Remembering Constitution Day

In May of 1787, the delegates to the Constitutional Convention met for the first time in the old Pennsylvania State House--the same building where America’s Declaration of Independence had been written, adopted, and signed 11 years before.  America’s independence had been won, but now the question was how the new country would govern itself.

The men who took part in drafting our Constitution are by now household names.  George Washington from Virginia was elected as President of the Constitutional Convention.  James Madison, also from Virginia, was one of the Constitution’s chief architects.  Benjamin Franklin, Alexander Hamilton, and many others played a vital role in the debates and in urging final ratification of the Constitution by the American people.

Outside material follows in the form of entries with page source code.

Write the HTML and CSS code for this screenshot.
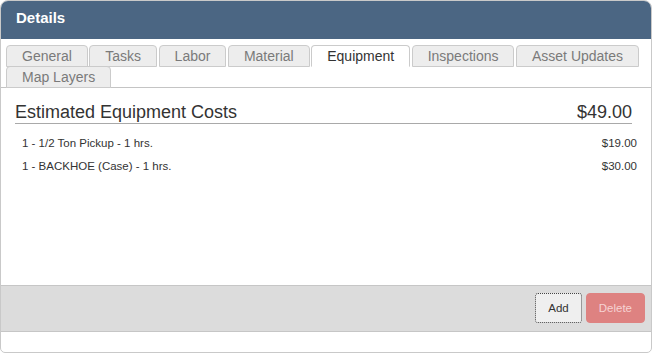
FILE: index.html
```html
<!DOCTYPE html>
<html lang="en">
<head>
	<meta charset="UTF-8">
	<meta name="viewport" content="width=device-width, initial-scale=1.0">
	<title>Details</title>
	<link rel="stylesheet" href="styles.css">
</head>
<body>
	<div class="panel">
		<div class="panel__header">Details</div>
		<ul class="panel__tabs tabs">
			<li class="tabs__item">General</li>
			<li class="tabs__item">Tasks</li>
			<li class="tabs__item">Labor</li>
			<li class="tabs__item">Material</li>
			<li class="tabs__item active">Equipment</li>
			<li class="tabs__item">Inspections</li>
			<li class="tabs__item">Asset Updates</li>
			<li class="tabs__item">Map Layers</li>
		</ul>
		<div class="panel__content costs">
			<div class="costs__header">
				<span>Estimated Equipment Costs</span>
				<span>$49.00</span>
			</div>
			<div class="costs__row">
				<span>1 - 1/2 Ton Pickup - 1 hrs.</span>
				<span>$19.00</span>
			</div>
			<div class="costs__row">
				<span>1 - BACKHOE (Case) - 1 hrs.</span>
				<span>$30.00</span>
			</div>
		</div>
		<div class="panel__footer">
			<button class="btn btn__add">Add</button>
			<button class="btn btn__delete">Delete</button>
		</div>
	</div>
</body>
</html>
```

FILE: styles.css
```css
*{
	margin: 0;
	padding: 0;
	box-sizing: border-box;
}
body{
	background-color: white;
	font-family: "Liberation Sans", Arial, sans-serif;
	color: #333;
}

.panel{
	display: flex;
	flex-direction: column;
	width: 652px;
	height: 353px;
	border: 1px solid #c9c9c9;
	border-radius: 8px 8px 5px 5px;
	overflow: hidden;
}

.panel__header{
	height: 38px;
	line-height: 34px;
	padding-left: 15px;
	background-color: #4b6683;
	color: white;
	font-size: 15px;
	font-weight: bold;
}

.tabs{
	display: flex;
	flex-wrap: wrap;
	list-style: none;
	padding: 6px 0 0 5px;
	border-bottom: 1px solid #c4c4c4;
}
.tabs__item{
	height: 22px;
	line-height: 19px;
	padding: 1px 15px 0;
	margin: 0 1.5px -1px 0;
	border: 1px solid #cbcbcb;
	border-radius: 4px 4px 0 0;
	background-color: #ededed;
	color: #7a7a7a;
	font-size: 14px;
}
.tabs__item.active{
	background-color: white;
	border-bottom-color: white;
	color: #333;
}

.panel__content{
	flex-grow: 1;
}
.costs{
	padding: 14px 0 0 0;
}
.costs__header{
	display: flex;
	justify-content: space-between;
	margin: 0 19px 8px 14px;
	line-height: 21px;
	font-size: 18px;
	border-bottom: 1px solid #a9a9a9;
}
.costs__row{
	display: flex;
	justify-content: space-between;
	padding: 0 14px 0 21px;
	line-height: 23px;
	font-size: 11.5px;
}

.panel__footer{
	display: flex;
	justify-content: flex-end;
	gap: 4px;
	padding: 7px 6px 8px;
	margin-bottom: 20px;
	background-color: #dcdcdc;
	border-top: 1px solid #c6c6c6;
	border-bottom: 1px solid #c6c6c6;
}
.btn{
	height: 30px;
	padding: 0 12px;
	border-radius: 4px;
	font-family: "Liberation Sans", Arial, sans-serif;
	font-size: 11.5px;
}
.btn__add{
	background-color: #efefef;
	border: 1px dotted #444;
	border-radius: 3px;
	color: #333;
}
.btn__delete{
	background-color: #de8281;
	border: 1px solid #de8281;
	color: #f6d3d3;
}
```
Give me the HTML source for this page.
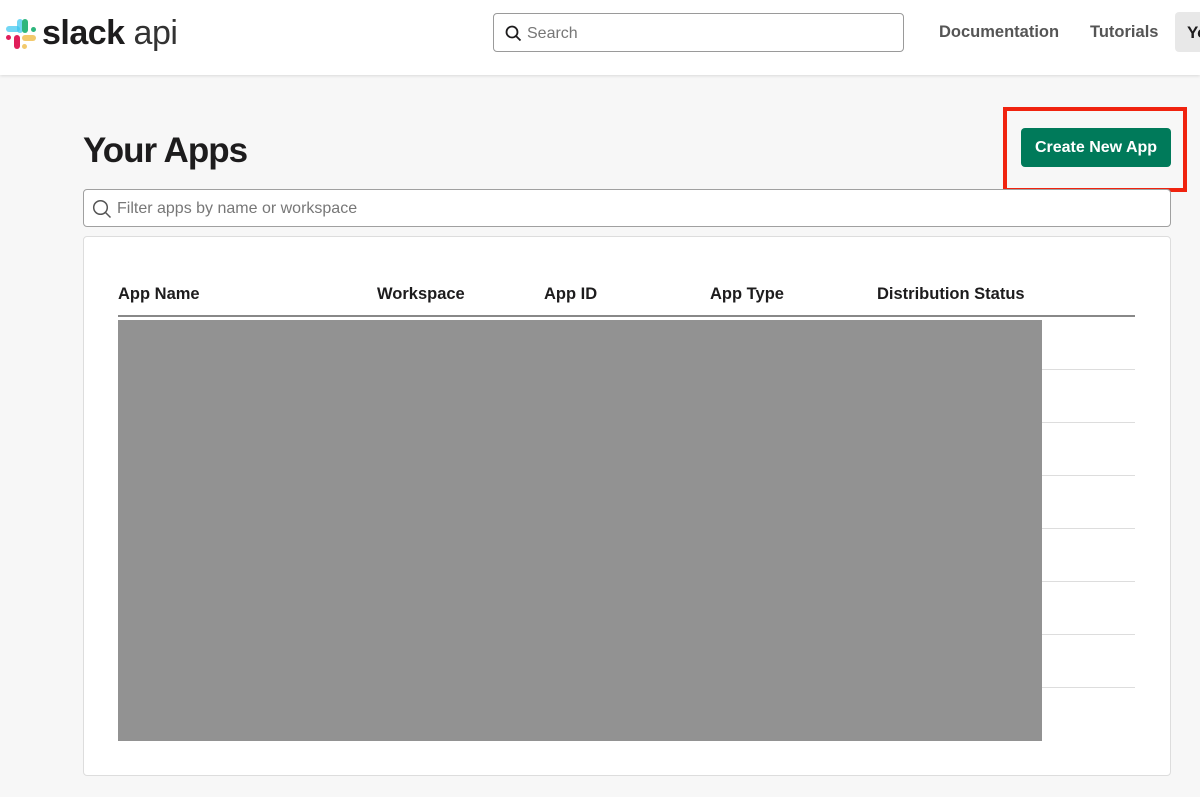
<!DOCTYPE html>
<html><head><meta charset="utf-8"><style>
*{box-sizing:border-box;margin:0;padding:0}
body{width:1200px;height:797px;overflow:hidden;background:#f7f7f7;font-family:"Liberation Sans",sans-serif;position:relative}
.hdr{position:absolute;left:0;top:0;width:1200px;height:75px;background:#fff;box-shadow:0 1px 3px rgba(0,0,0,.12)}
.abs{position:absolute}
.search{left:493px;top:13px;width:411px;height:39px;border:1px solid #9a9a9a;border-radius:4px;background:#fff}
.nav{font-size:16.5px;color:#555;font-weight:bold;top:23px}
.youtab{left:1175px;top:12px;width:40px;height:40px;background:#e8e8e8;border-radius:4px;font-size:17px;font-weight:bold;color:#1d1c1d;padding:11px 0 0 12px}
h1{position:absolute;left:83px;top:131px;font-size:35px;letter-spacing:-1px;color:#1d1c1d;font-weight:bold}
.redbox{left:1003px;top:107px;width:184px;height:85px;border:4px solid #f0230f}
.btn{left:1021px;top:128px;width:150px;height:39px;background:#007a5a;border-radius:4px;color:#fff;font-weight:bold;font-size:16px;text-align:center;line-height:39px}
.filter{left:83px;top:189px;width:1088px;height:38px;border:1px solid #a0a0a0;border-radius:4px;background:#fff}
.card{left:83px;top:236px;width:1088px;height:540px;background:#fff;border:1px solid #ddd;border-radius:4px}
.th{top:285px;font-size:16.5px;font-weight:bold;color:#1d1c1d}
.line{left:118px;width:1017px;height:1px;background:#ddd}
</style></head><body>
<div class="hdr">
  <svg class="abs" style="left:5px;top:18px" width="32" height="32" viewBox="0 0 32 32">
    <rect x="12" y="1" width="6" height="14" rx="3" fill="#36c5f0" opacity=".7"/>
    <rect x="1" y="8" width="14" height="6" rx="3" fill="#36c5f0" opacity=".7"/>
    <rect x="17" y="1" width="6" height="14" rx="3" fill="#2eb67d"/>
    <rect x="26" y="9" width="5" height="5" rx="2.5" fill="#2eb67d"/>
    <rect x="9" y="17" width="6" height="14" rx="3" fill="#e01e5a"/>
    <rect x="1" y="17" width="5" height="5" rx="2.5" fill="#e01e5a"/>
    <rect x="17" y="17" width="14" height="6" rx="3" fill="#ecb22e" opacity=".7"/>
    <rect x="17" y="26" width="5" height="5" rx="2.5" fill="#ecb22e" opacity=".7"/>
  </svg>
  <div class="abs" style="left:42px;top:14px;font-size:34px;color:#1d1c1d;letter-spacing:-.5px"><b>slack</b> <span style="font-weight:normal;color:#333">api</span></div>
  <div class="abs search">
    <svg class="abs" style="left:11px;top:11px" width="17" height="17" viewBox="0 0 17 17"><circle cx="7" cy="7" r="5.5" fill="none" stroke="#1d1c1d" stroke-width="1.8"/><line x1="11" y1="11" x2="15.5" y2="15.5" stroke="#1d1c1d" stroke-width="1.8"/></svg>
    <span class="abs" style="left:33px;top:11px;font-size:16px;color:#777">Search</span>
  </div>
  <div class="abs nav" style="left:939px">Documentation</div>
  <div class="abs nav" style="left:1090px">Tutorials</div>
  <div class="abs youtab">Yo</div>
</div>
<h1>Your Apps</h1>
<div class="abs redbox"></div>
<div class="abs btn">Create New App</div>
<div class="abs filter">
  <svg class="abs" style="left:8px;top:9px" width="20" height="20" viewBox="0 0 20 20"><circle cx="8.5" cy="8.5" r="6.8" fill="none" stroke="#555" stroke-width="1.5"/><line x1="13.5" y1="13.5" x2="18.5" y2="18.5" stroke="#555" stroke-width="1.5"/></svg>
  <span class="abs" style="left:33px;top:10px;font-size:16px;color:#777">Filter apps by name or workspace</span>
</div>
<div class="abs card"></div>
<div class="abs th" style="left:118px">App Name</div>
<div class="abs th" style="left:377px">Workspace</div>
<div class="abs th" style="left:544px">App ID</div>
<div class="abs th" style="left:710px">App Type</div>
<div class="abs th" style="left:877px">Distribution Status</div>
<div class="abs line" style="top:315px;height:2px;background:#888"></div>
<div class="abs line" style="top:369px"></div>
<div class="abs line" style="top:422px"></div>
<div class="abs line" style="top:475px"></div>
<div class="abs line" style="top:528px"></div>
<div class="abs line" style="top:581px"></div>
<div class="abs line" style="top:634px"></div>
<div class="abs line" style="top:687px"></div>
<div class="abs" style="left:118px;top:320px;width:924px;height:421px;background:#929292"></div>
</body></html>
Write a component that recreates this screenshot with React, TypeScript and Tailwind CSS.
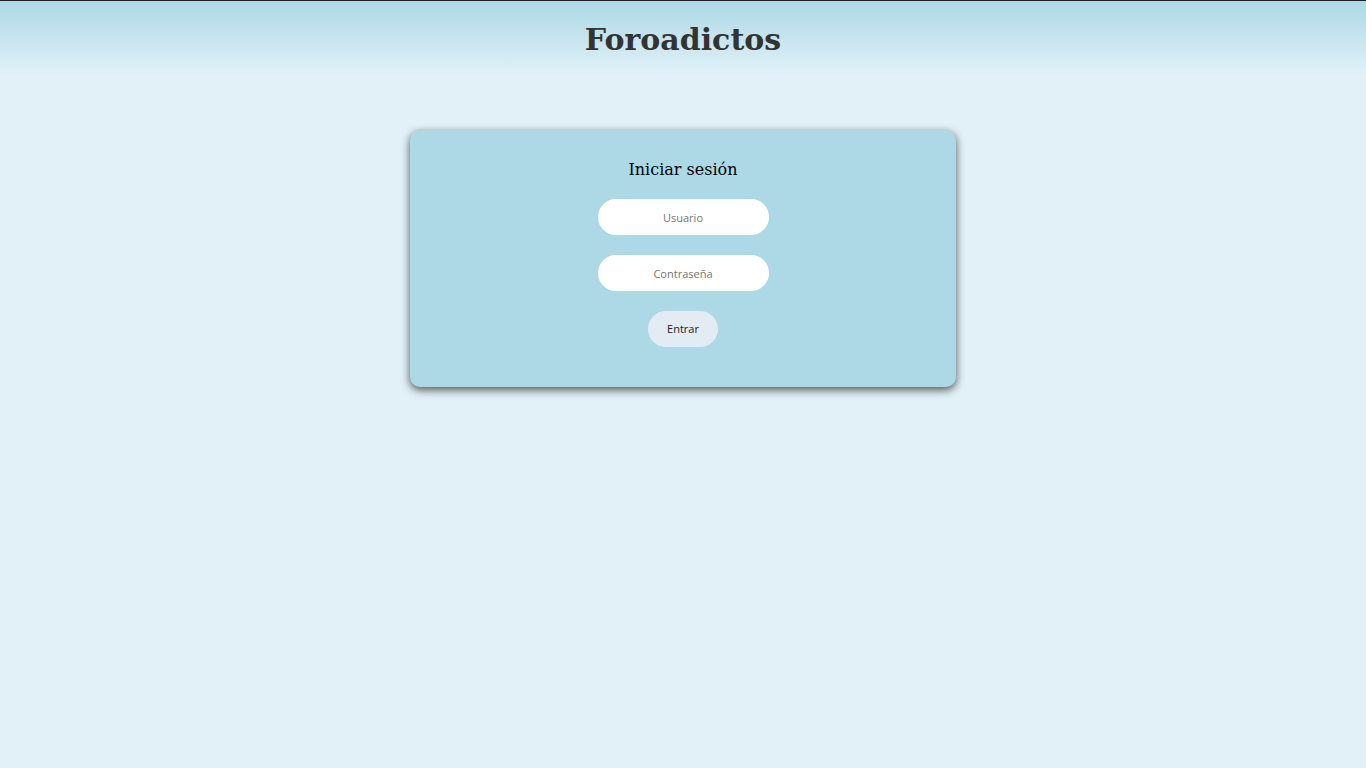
export default function App() {
  return (
    <div className="min-h-screen bg-[#e1f1f7] border-t border-[#222]">
      <header className="h-[75px] bg-gradient-to-b from-[#add8e6] to-[#e1f1f7] flex justify-center pt-[21px]">
        <h1 className="text-[30px] leading-[36px] font-bold text-[#333] font-['DejaVu_Serif',serif]">
          Foroadictos
        </h1>
      </header>

      <main className="flex justify-center pt-[54px]">
        <form
          className="w-[546px] bg-[#add8e6] rounded-[10px] shadow-[0_3px_9px_rgba(0,0,0,0.65)] flex flex-col items-center pt-[30px] pb-[40px]"
          onSubmit={(e) => e.preventDefault()}
        >
          <h2 className="text-[16px] leading-[20px] text-black font-['DejaVu_Serif',serif] mb-[19px]">
            Iniciar sesión
          </h2>
          <input
            type="text"
            placeholder="Usuario"
            className="w-[171px] h-[36px] rounded-full bg-white text-center text-[11px] font-['Open_Sans',sans-serif] placeholder:text-[#757575] outline-none mb-[20px]"
          />
          <input
            type="password"
            placeholder="Contraseña"
            className="w-[171px] h-[36px] rounded-full bg-white text-center text-[11px] font-['Open_Sans',sans-serif] placeholder:text-[#757575] outline-none mb-[20px]"
          />
          <button
            type="submit"
            className="w-[70px] h-[36px] rounded-full bg-[#e3ebf5] text-[11px] text-[#222] font-['Open_Sans',sans-serif]"
          >
            Entrar
          </button>
        </form>
      </main>
    </div>
  );
}
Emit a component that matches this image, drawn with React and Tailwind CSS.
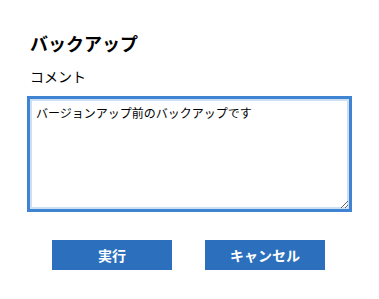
import React, { useEffect, useRef } from 'react'

const font = { fontFamily: '"Noto Sans CJK JP", "Noto Sans", sans-serif' }

export default function App() {
  const ref = useRef(null)

  useEffect(() => {
    const el = ref.current
    if (!el) return
    el.focus()
    el.setSelectionRange(el.value.length, el.value.length)
  }, [])

  return (
    <div className="w-[379px] h-[299px] bg-white pl-[27px] pt-[30px] text-black" style={font}>
      <h2 className="pl-[3px] text-[18px] font-bold leading-[26px]">バックアップ</h2>
      <div className="pl-[3px] mt-[10px] text-[14px] leading-[20px]">コメント</div>
      <textarea
        ref={ref}
        defaultValue="バージョンアップ前のバックアップです"
        className="mt-[10px] block w-[325px] h-[116px] border-[3px] border-[#3e84d2] shadow-[inset_0_0_0_2px_#cddff3] px-[6px] py-[5px] text-[12px] leading-[18px] outline-none caret-black"
        style={font}
      />
      <div className="mt-[28px] flex gap-[33px] pl-[25px]">
        <button className="w-[120px] h-[30px] bg-[#2c70bd] text-white text-[14px] font-bold">実行</button>
        <button className="w-[120px] h-[30px] bg-[#2c70bd] text-white text-[14px] font-bold">キャンセル</button>
      </div>
    </div>
  )
}
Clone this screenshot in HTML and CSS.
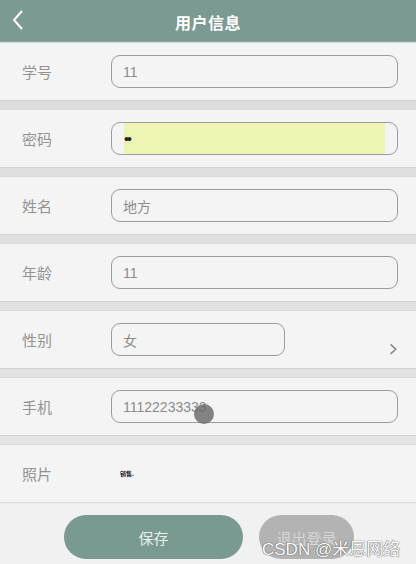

The process of drafting the Constitution was slow and, at times, contentious.  There were multiple sticking points along the way, including the issue of slavery.  Unfortunately, it would take another 50 years and devastating civil war to finally resolve that issue.  But over the summer and into the fall of 1787, consensus began to emerge.  Finally, on September 17, the delegates met for the last time and signed the Constitution in its final form.  During the signing, Benjamin Franklin pointed out that a sun was carved into the back of George Washington’s chair.  Franklin said he often wondered during the course of their many meetings if the sun was, in fact, setting or rising.  “Now at length,” he concluded, “I have the happiness to know that it is a rising and not a setting sun.” 

 September 17 is now celebrated as Constitution Day--a day to remember the history of the Constitution, its impact, and the importance and value we place on citizenship in our country.  My hope is that you’ll take a moment to reflect on what the Founders accomplished over 230 years ago and how you and I are a part of their enduring legacy.